Submitted May 21, 1996. Decided May 28, 1996

Shari Thompson, pro se.

Thomas Monaghan, Omaha, NE, for appellee.



Following the arrest of Billy Thompson in April 1990 for possession with intent to distribute cocaine, the government seized a bank certificate of deposit (CD) valued at $7,000 and filed a forfeiture complaint against the property. Shari Thompson, Billy's wife, answered the forfeiture complaint and asserted a claim to the CD. When partial summary judgment was granted in favor of the bank in September 1991, the district court's docket sheet entry erroneously reflected the case as terminated. After no activity for four years, the docketing mistake was detected in September 1995--the record does not tell us how--and the case reopened, presumably at the government's behest. The district court ordered the case set for trial a few weeks later, and when Thompson did not appear, denied her motion for a continuance and entered a default judgment against her. Thompson appeals. We reverse.

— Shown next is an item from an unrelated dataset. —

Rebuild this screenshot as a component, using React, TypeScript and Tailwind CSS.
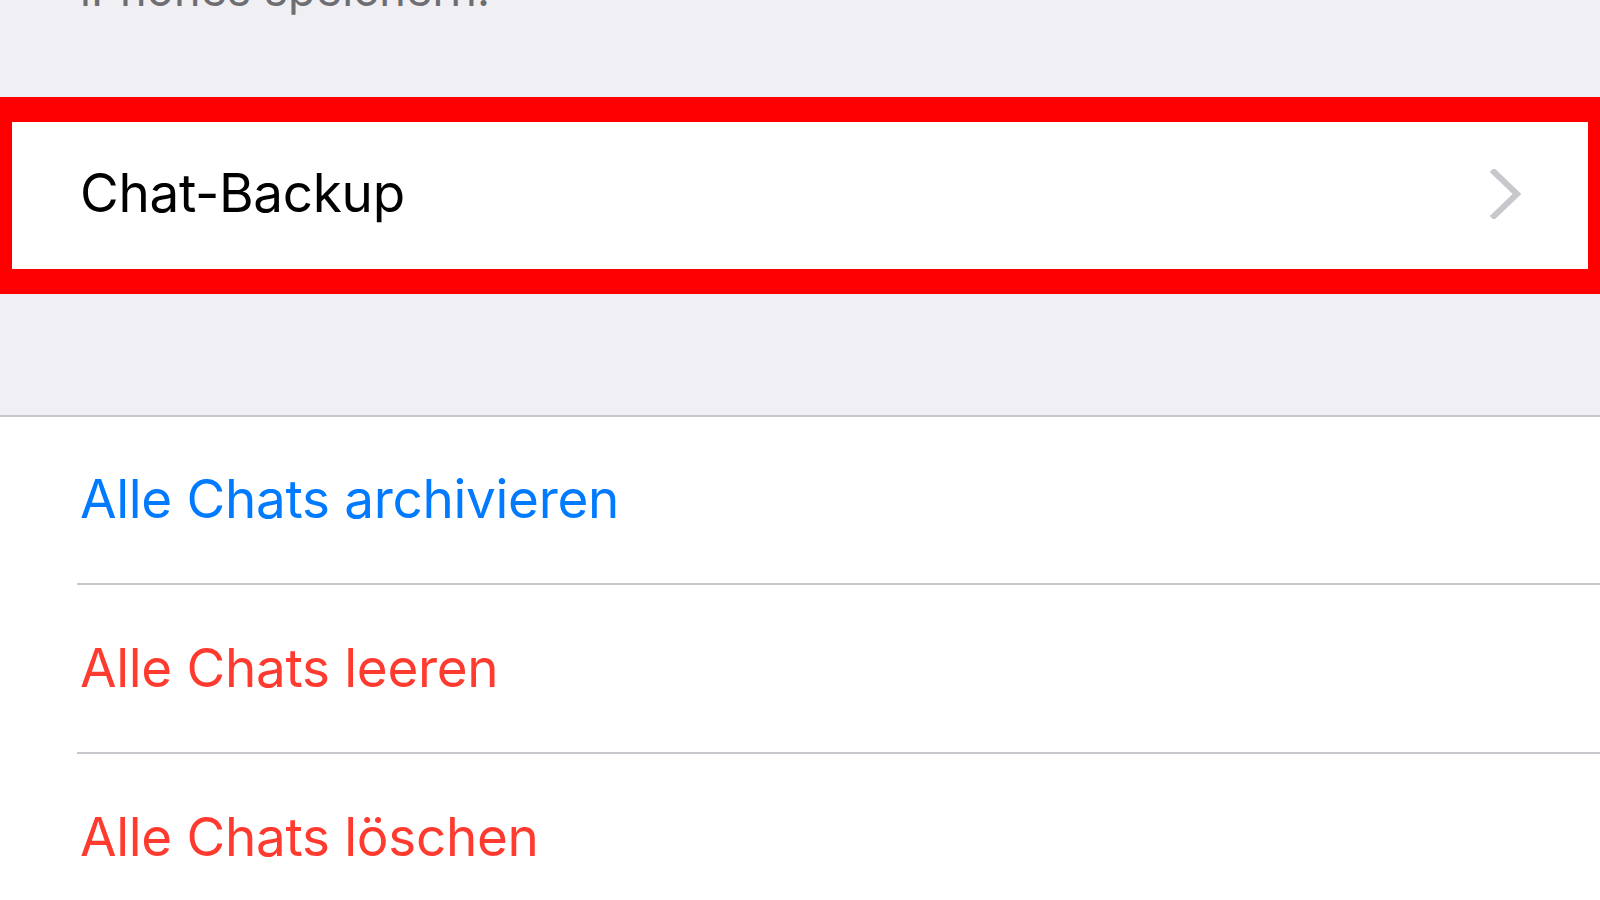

The government's delay of more than four years evidences a lack of reasonable diligence in prosecuting its forfeiture action. The government does not explain why it took four years to discover the district court's docketing error. The procedural prejudice to Thompson is apparent from the circumstances surrounding the hasty reopening and entry of default judgment. Moreover, the government has alleged that the CD was redeemed in March 1995. That event either made the CD forfeiture proceeding moot, or created a need for much more complex litigation before the government could recover the money previously represented by the CD. Since the government originally seized the CD, it is to blame for any mishandling, so it is appropriate to treat the CD's redemption as mooting the forfeiture proceeding. For all these reasons, we conclude that dismissal because of the government's failure to prosecute is the proper course of action. See Garland v. Peebles, 1 F.3d 683, 686 (8th Cir. 1993). See also Link v. Wabash R.R. Co., 370 U.S. 626, 630-31, 82 S. Ct. 1386, 1388-89, 8 L. Ed. 2d 734 (1962) (courts have inherent authority to dismiss sua sponte for failure to prosecute).

Accordingly, the judgment of the district court is reversed and the case is remanded with instructions to dismiss the government's forfeiture complaint for failure to prosecute.